On 23/08/2015 17:23, Emilio G. Cota wrote:
> Hi all,
> 
> Here is MTTCG code I've been working on out-of-tree for the last few months.
> 
> The patchset applies on top of pbonzini's mttcg branch, commit ca56de6f.
> Fetch the branch from: https://github.com/bonzini/qemu/commits/mttcg
> 
> The highlights of the patchset are as follows:
> 
> - The first 5 patches are direct fixes to bugs only in the mttcg
>   branch.

I'm taking this as a review of the first ten patches in the mttcg
thread, so I will send it in a pull request.

Also squashed patches 1, 2, 4 and 5 in the relevant mttcg branch patches.

> - Patches 6-12 fix issues in the master branch.

Applied all 7, thanks.

I hope to send the pending work before I leave for vacation.  Otherwise
I'll just push something to the mttcg branch.

> - The remaining patches are really the meat of this patchset.
>   The main features are:
> 
>   * Support of MTTCG for both user and system mode.

Nice. :)

>   * Design: per-CPU TB jump list protected by a seqlock,
>     if the TB is not found there then check on the global, RCU-protected 
> 'hash table'
>     (i.e. fixed number of buckets), if not there then grab lock, check again,
>     and if it's not there then add generate the code and add the TB to the 
> hash table.
> 
>     It makes sense that Paolo's recent work on the mttcg branch ended up
>     being almost identical to this--it's simple and it scales well.

To be honest it's really Fred's, I just extracted his patch and modified
it to avoid using "safe work" when invalidating TBs.

I think I didn't need a seqlock, but it's possible that my branch has a
race.


>   * tb_lock must be held every time code is generated.
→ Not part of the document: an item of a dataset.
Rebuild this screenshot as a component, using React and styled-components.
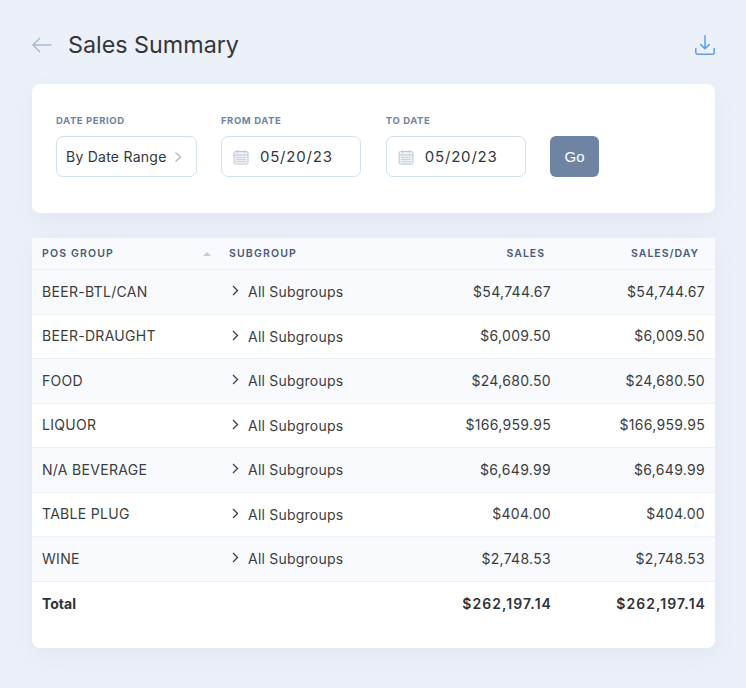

The rationale is
>     that most of the time QEMU is executing code, not generating it.

Makes sense, this is really the same as Fred's work.

>   * tb_flush: do it once all other CPUs have been put to sleep by calling
>     rcu_synchronize().
>     We also instrument tb_lock to make sure that only one tb_flush request can
>     happen at a given time.

What do you think about just protecting code_gen_buffer with RCU?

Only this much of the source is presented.